Supplied material ▸
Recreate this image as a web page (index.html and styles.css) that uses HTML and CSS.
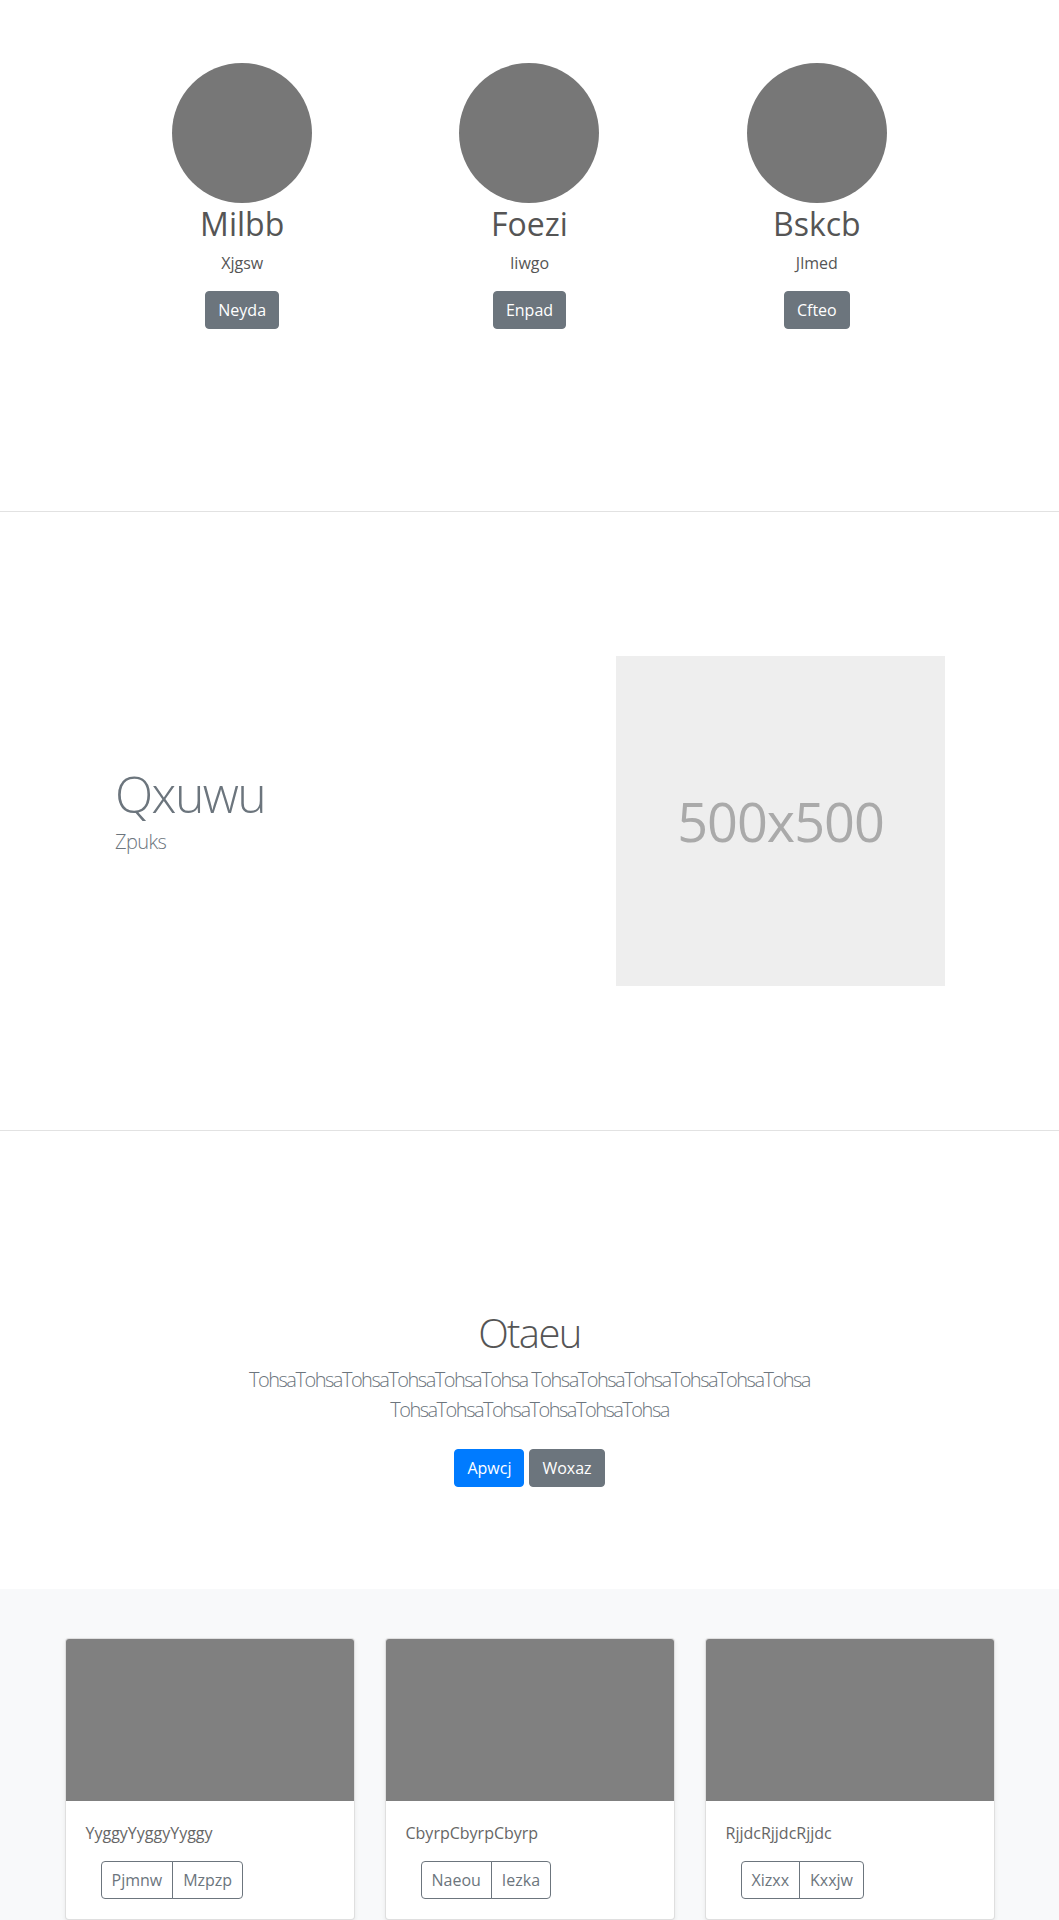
FILE: index.html
```html
<!DOCTYPE html>
<html lang="en">
<head>
<meta charset="utf-8">
<title>Page</title>
<link rel="stylesheet" href="styles.css">
</head>
<body>
<section class="team">
  <div class="team-row">
    <div class="member">
      <div class="avatar"></div>
      <h2 class="member-name">Milbb</h2>
      <p class="member-role">Xjgsw</p>
      <a class="btn btn-secondary">Neyda</a>
    </div>
    <div class="member">
      <div class="avatar"></div>
      <h2 class="member-name">Foezi</h2>
      <p class="member-role">Iiwgo</p>
      <a class="btn btn-secondary">Enpad</a>
    </div>
    <div class="member">
      <div class="avatar"></div>
      <h2 class="member-name">Bskcb</h2>
      <p class="member-role">Jlmed</p>
      <a class="btn btn-secondary">Cfteo</a>
    </div>
  </div>
</section>
<hr class="divider">
<section class="feature">
  <div class="feature-text">
    <h2 class="feature-heading">Qxuwu</h2>
    <p class="lead feature-lead">Zpuks</p>
  </div>
  <div class="placeholder">500x500</div>
</section>
<hr class="divider">
<section class="hero">
  <div class="hero-inner">
    <h1 class="hero-heading">Otaeu</h1>
    <p class="lead hero-lead">TohsaTohsaTohsaTohsaTohsaTohsa TohsaTohsaTohsaTohsaTohsaTohsa TohsaTohsaTohsaTohsaTohsaTohsa</p>
    <p class="hero-actions"><a class="btn btn-primary">Apwcj</a><a class="btn btn-secondary">Woxaz</a></p>
  </div>
</section>
<div class="album">
  <div class="album-grid">
    <div class="card">
      <div class="card-img"></div>
      <div class="card-body">
        <p class="card-text">YyggyYyggyYyggy</p>
        <div class="btn-group"><a class="btn btn-outline">Pjmnw</a><a class="btn btn-outline">Mzpzp</a></div>
      </div>
    </div>
    <div class="card">
      <div class="card-img"></div>
      <div class="card-body">
        <p class="card-text">CbyrpCbyrpCbyrp</p>
        <div class="btn-group"><a class="btn btn-outline">Naeou</a><a class="btn btn-outline">Iezka</a></div>
      </div>
    </div>
    <div class="card">
      <div class="card-img"></div>
      <div class="card-body">
        <p class="card-text">RjjdcRjjdcRjjdc</p>
        <div class="btn-group"><a class="btn btn-outline">Xizxx</a><a class="btn btn-outline">Kxxjw</a></div>
      </div>
    </div>
  </div>
</div>
</body>
</html>
```

FILE: styles.css
```css
* { box-sizing: border-box; }

body {
  margin: 0;
  font-family: "Open Sans", "Noto Sans", sans-serif;
  font-size: 16px;
  line-height: 1.5;
  color: #555;
  background: #fff;
}

h1, h2, p { margin: 0; }

.btn {
  display: inline-block;
  font-size: 16px;
  line-height: 24px;
  padding: 6px 12px;
  border: 1px solid transparent;
  border-radius: 4px;
  text-decoration: none;
  cursor: pointer;
  font-weight: 400;
}

.btn-secondary { background: #6c757d; border-color: #6c757d; color: #fff; }
.btn-primary { background: #007bff; border-color: #007bff; color: #fff; }
.btn-outline { background: transparent; border-color: #6c757d; color: #6c757d; padding: 6px 10px; }

/* team */
.team {
  padding: 63px 0 182px;
}

.team-row {
  width: 862px;
  margin: 0 auto;
  display: flex;
}

.member {
  flex: 1;
  display: flex;
  flex-direction: column;
  align-items: center;
  text-align: center;
}

.avatar {
  width: 140px;
  height: 140px;
  border-radius: 50%;
  background: #777;
  margin-bottom: 2px;
}

.member-name {
  font-size: 32px;
  line-height: 38px;
  font-weight: 400;
  color: #555;
  margin-bottom: 8px;
}

.member-role {
  font-size: 16px;
  color: #555;
  margin-bottom: 16px;
}

.divider {
  margin: 0;
  border: 0;
  border-top: 1px solid #e2e2e2;
  height: 0;
}

/* feature */
.feature {
  height: 618px;
  display: flex;
  align-items: center;
  padding: 0 114px 0 115px;
}

.feature-text { flex: 1; }

.feature-heading {
  font-size: 50px;
  line-height: 1;
  font-weight: 300;
  letter-spacing: -1.6px;
  color: #6c757d;
  margin-bottom: 8px;
}

.lead {
  font-size: 20px;
  line-height: 30px;
  font-weight: 300;
  color: #6c757d;
  margin-bottom: 16px;
}

.feature-lead { letter-spacing: -0.6px; }

.placeholder {
  width: 329px;
  height: 330px;
  background: #eee;
  color: #aaa;
  display: flex;
  align-items: center;
  justify-content: center;
  font-size: 54px;
  letter-spacing: -1px;
}

/* hero */
.hero {
  padding: 178px 0 94px;
  text-align: center;
}

.hero-inner {
  max-width: 640px;
  margin: 0 auto;
  padding: 0 15px;
}

.hero-heading {
  font-size: 40px;
  line-height: 48px;
  font-weight: 300;
  letter-spacing: -1.6px;
  color: #555;
  margin-bottom: 8px;
}

.hero-lead { letter-spacing: -1.5px; }

.hero-actions {
  display: flex;
  justify-content: center;
  gap: 5px;
  margin-bottom: 0;
}

.hero-actions .btn { margin: 8px 0; }

/* album */
.album {
  background: #f8f9fa;
  padding: 49px 0 48px;
}

.album-grid {
  display: grid;
  grid-template-columns: repeat(3, 290px);
  column-gap: 30px;
  justify-content: center;
}

.card {
  background: #fff;
  border: 1px solid rgba(0, 0, 0, 0.125);
  border-radius: 4px;
  box-shadow: 0 2px 4px rgba(0, 0, 0, 0.075);
  overflow: hidden;
  margin-bottom: 24px;
}

.card-img {
  height: 162px;
  background: #808080;
}

.card-body { padding: 20px; }

.card-text {
  color: #666;
  margin-bottom: 16px;
}

.btn-group {
  display: inline-flex;
  margin-left: 15px;
}

.btn-group .btn:first-child {
  border-top-right-radius: 0;
  border-bottom-right-radius: 0;
}

.btn-group .btn + .btn {
  margin-left: -1px;
  border-top-left-radius: 0;
  border-bottom-left-radius: 0;
}
```
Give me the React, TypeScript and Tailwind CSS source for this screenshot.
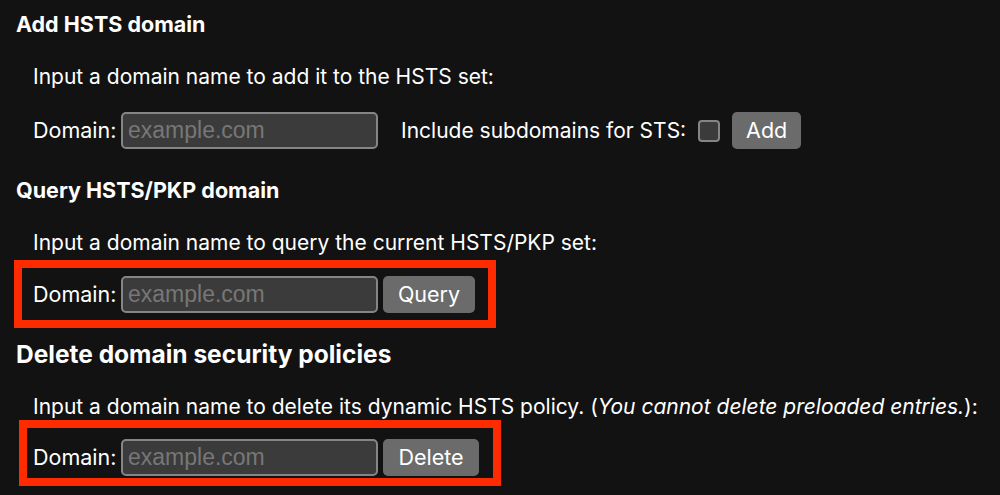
import React from 'react';

function DomainInput() {
  return (
    <input
      type="text"
      placeholder="example.com"
      className="h-[37px] w-[257px] rounded-[5px] border-2 border-[#858585] bg-[#3b3b3b] px-[5px] text-[23px] text-white placeholder:text-[#777777] outline-none"
      style={{ fontFamily: '"Liberation Sans", Arial, sans-serif' }}
    />
  );
}

function Btn({ label, width }: { label: string; width: string }) {
  return (
    <button className={`h-[37px] ${width} rounded-[5px] bg-[#6b6b6b] text-[21.5px] text-white`}>
      {label}
    </button>
  );
}

export default function App() {
  return (
    <div
      className="h-[495px] w-full overflow-hidden bg-[#121212] text-white"
      style={{ fontFamily: 'Inter, "Noto Sans", sans-serif' }}
    >
      {/* Add HSTS domain */}
      <h2 className="pl-4 pt-[12px] text-[21.5px] font-bold leading-[24px]">Add HSTS domain</h2>
      <p className="mt-[29px] pl-[33px] text-[21px] leading-[24px]">
        Input a domain name to add it to the HSTS set:
      </p>
      <div className="mt-[23px] flex items-center pl-[33px] text-[21.5px]">
        <span className="w-[88px]">Domain:</span>
        <DomainInput />
        <span className="ml-[23px] text-[21px]">Include subdomains for STS:</span>
        <span className="ml-[12px] h-[22px] w-[22px] rounded-[4px] border-2 border-[#858585] bg-[#3b3b3b]" />
        <span className="ml-[12px]">
          <Btn label="Add" width="w-[69px]" />
        </span>
      </div>

      {/* Query HSTS/PKP domain */}
      <h2 className="mt-[29px] pl-4 text-[21.5px] font-bold leading-[24px]">Query HSTS/PKP domain</h2>
      <p className="mt-[29px] pl-[33px] text-[21px] leading-[24px]">
        Input a domain name to query the current HSTS/PKP set:
      </p>
      <div className="ml-[14px] mt-[5px] flex w-fit items-center border-[8px] border-[#fe2a00] pb-[7px] pl-[11px] pr-[13px] pt-[8px] text-[21.5px]">
        <span className="w-[88px]">Domain:</span>
        <DomainInput />
        <span className="ml-[5px]">
          <Btn label="Query" width="w-[92px]" />
        </span>
      </div>

      {/* Delete domain security policies */}
      <h2 className="mt-[13px] pl-4 text-[24.5px] font-bold leading-[26px]">Delete domain security policies</h2>
      <p className="mt-[28px] pl-[33px] text-[21px] leading-[24px]">
        Input a domain name to delete its dynamic HSTS policy. (<i>You cannot delete preloaded entries.</i>):
      </p>
      <div className="ml-[19px] mt-[1px] flex w-fit items-center border-[8px] border-[#fe2a00] pb-[2px] pl-[6px] pr-[14px] pt-[11px] text-[21.5px]">
        <span className="w-[88px]">Domain:</span>
        <DomainInput />
        <span className="ml-[5px]">
          <Btn label="Delete" width="w-[96px]" />
        </span>
      </div>
    </div>
  );
}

Aim ▸
Pick out each line containing "index" and report it.

Exercise solution ▸
Recreate this image as a web page (index.html and styles.css) that uses HTML and CSS.
FILE: index.html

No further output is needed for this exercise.